Saturday, July 25, 2015

July 19


Ascend a few thousand feet, and the relative rarity of the atmosphere helps with relief from the summer swelter. From the farm parking lot, you can just see the top third of Wachusett Mountain rising above the tree horizon of the lower fields. It is tempting to escape to the mountains today, ten miles as the crow flies or twenty via route 31 as it snakes its way through Holden and Princeton.

The view from the top is worth the trip, as much as the respite provided from the heat. We’ve stood at the summit and looked back toward home, trying to locate the farm fields as a reckoning mark by which we might know where home and friends remain. We even once jokingly asked Fred to wave to the mountain, knowing that we were to stand on its summit and send our own lofty tidings his way.

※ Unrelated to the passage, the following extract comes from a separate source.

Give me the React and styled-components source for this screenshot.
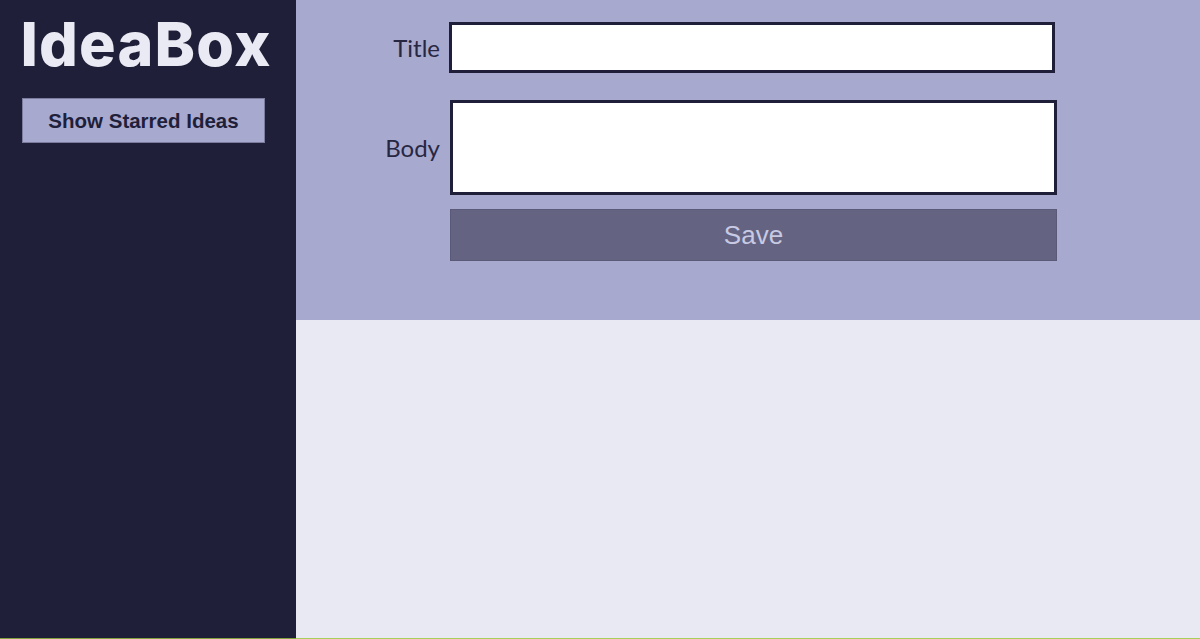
import React from 'react';
import styled, { createGlobalStyle } from 'styled-components';

const GlobalStyle = createGlobalStyle`
  html, body {
    margin: 0;
    padding: 0;
    height: 100%;
    overflow: hidden;
  }

  body {
    font-family: 'Liberation Sans', Arial, sans-serif;
    background-color: #e9e9f3;
  }
`;

const Page = styled.div`
  display: flex;
  flex-direction: column;
  height: 639px;
  width: 1200px;
`;

const Layout = styled.div`
  display: flex;
  flex: 1;
  min-height: 0;
`;

const Sidebar = styled.aside`
  display: flex;
  flex-direction: column;
  align-items: center;
  flex: 0 0 296px;
  box-sizing: border-box;
  padding: 8px 9px 0 0;
  background-color: #1f1f3a;
`;

const Logo = styled.h1`
  margin: 0 0 0 5px;
  color: #eaeaf4;
  font-family: Inter, 'Noto Sans', sans-serif;
  font-weight: 800;
  font-size: 61px;
  line-height: 72px;
  letter-spacing: 1.2px;
`;

const StarredButton = styled.button`
  margin-top: 18px;
  width: 243px;
  height: 45px;
  border: 1px solid #7b7c9e;
  background-color: #a8a9cf;
  color: #1f1f3a;
  font-family: 'Liberation Sans', Arial, sans-serif;
  font-weight: 700;
  font-size: 20.5px;
  cursor: pointer;
`;

const Main = styled.main`
  display: flex;
  flex-direction: column;
  flex: 1;
`;

const FormSection = styled.section`
  display: grid;
  grid-template-columns: 154px 607px;
  align-items: center;
  align-content: start;
  row-gap: 27px;
  height: 320px;
  box-sizing: border-box;
  padding-top: 22px;
  background-color: #a8a9cf;
`;

const Label = styled.label`
  justify-self: end;
  padding-right: 10px;
  color: #272742;
  font-family: Lato, 'Noto Sans', sans-serif;
  font-weight: 400;
  font-size: 24px;
`;

const Field = styled.input`
  box-sizing: border-box;
  width: ${({ $width }) => $width || '607px'};
  height: ${({ $height }) => $height};
  margin-left: ${({ $offset }) => $offset || '0'};
  border: 3px solid #1f1f3a;
  background-color: #fff;
  font-size: 18px;
  padding: 4px 8px;
  outline: none;
  resize: none;
`;

const SaveButton = styled.button`
  grid-column: 2;
  margin-top: -13px;
  width: 607px;
  height: 52px;
  border: 1px solid #5a5a78;
  background-color: #646482;
  color: #c8c9e3;
  font-family: 'Liberation Sans', Arial, sans-serif;
  font-size: 26px;
  cursor: pointer;
`;

const IdeasArea = styled.section`
  flex: 1;
  background-color: #e9e9f3;
`;

const BottomStrip = styled.div`
  display: flex;
  flex: 0 0 1px;
`;

const StripPart = styled.div`
  flex: ${({ $width }) => ($width ? `0 0 ${$width}` : '1')};
  background-color: ${({ $color }) => $color};
`;

const App = () => (
  <Page>
    <GlobalStyle />
    <Layout>
      <Sidebar>
        <Logo>IdeaBox</Logo>
        <StarredButton type="button">Show Starred Ideas</StarredButton>
      </Sidebar>
      <Main>
        <FormSection>
          <Label htmlFor="title">Title</Label>
          <Field id="title" type="text" $height="51px" $width="606px" $offset="-1px" />
          <Label htmlFor="body">Body</Label>
          <Field id="body" as="textarea" $height="95px" />
          <SaveButton type="button">Save</SaveButton>
        </FormSection>
        <IdeasArea />
      </Main>
    </Layout>
    <BottomStrip>
      <StripPart $width="296px" $color="#7fa23e" />
      <StripPart $color="#a6d25c" />
    </BottomStrip>
  </Page>
);

export default App;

Our winter tendency is to draw within, to stay close to hearth and heat, where comforts of family and friends are less bountiful though more focused. Summer motivates its own scales, where the sights and sounds and smells of maturity invite us to sample all that envelops us. There are wonders here, both small and large – wonders from the intricate pattern of a spider’s web caught backlit in the morning dew, to those of a grander scale, of tall grass rippling in the midday breeze, with the mountain that rises overhead in the distance.

It is a comfort to know that as our scales broaden with our exploration of this maturing season, we still take stock in looking toward home, perhaps in measure to reassure ourselves of our familiar securities, but perhaps also to simply look for others whom we might encourage to celebrate in our experiences.

I am thinking particularly of these things today, for at 5:27 pm the Cassini Probe is scheduled to look back toward Earth from a point near Saturn’s rings. It is to take a photo of Earth from so very far away, and I plan to celebrate both my being here and its being there. I may even wave hello.